Don’t annoy current customers with your new customer acquisition policies.  Growth comes from two things, acquisition, and retention. The problem here is “new customers only” focuses only on an acquisition. Moreover, it annoys existing customers who then, in turn, start to look around for a place to be a “new” customer. We are not saying you shouldn’t have ways to attract new customers. New customers are essential to your customer-driven growth. However, we are saying that you should also ensure that your new customer policies are available to current customers, too. For example, if new customers get a discount for signing up, maybe current customers get it also for renewing or adding a new service. 

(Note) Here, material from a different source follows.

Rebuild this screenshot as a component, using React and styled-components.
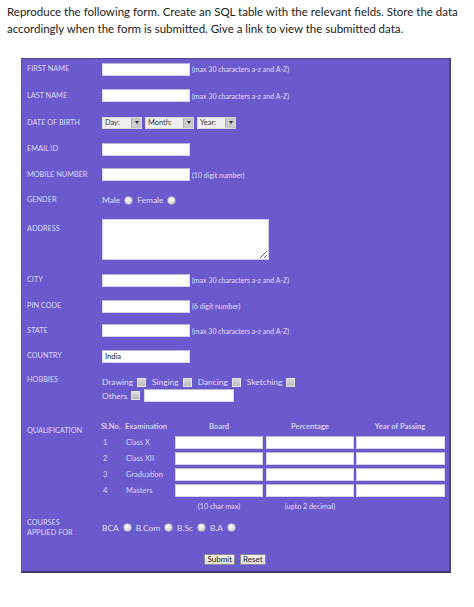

We are not saying you shouldn’t have ways to attract new customers. New customers are essential to your customer-driven growth. However, we are saying that you should also ensure that your new customer policies are available to current customers, too. 

Cable companies have a terrible experience. That’s why they are such a great example of what NOT to do with yours. Plus, it’s fun to complain about them because at the end of the day, they are an entity with a bad reputation that we love to hate—and can’t live without! However, I would wager that as soon as we feel we can “cut the cable” without losing too much access to what we love (read: sports, local channels, and news), many of us will. 

To avoid a similar outcome for your product or service, we recommend you employ a customer-centric culture at your organization. It starts with an honest assessment of your current orientation and a senior team that believes in the idea enough to devote resources to it in the short-term for the long-term gains it will return.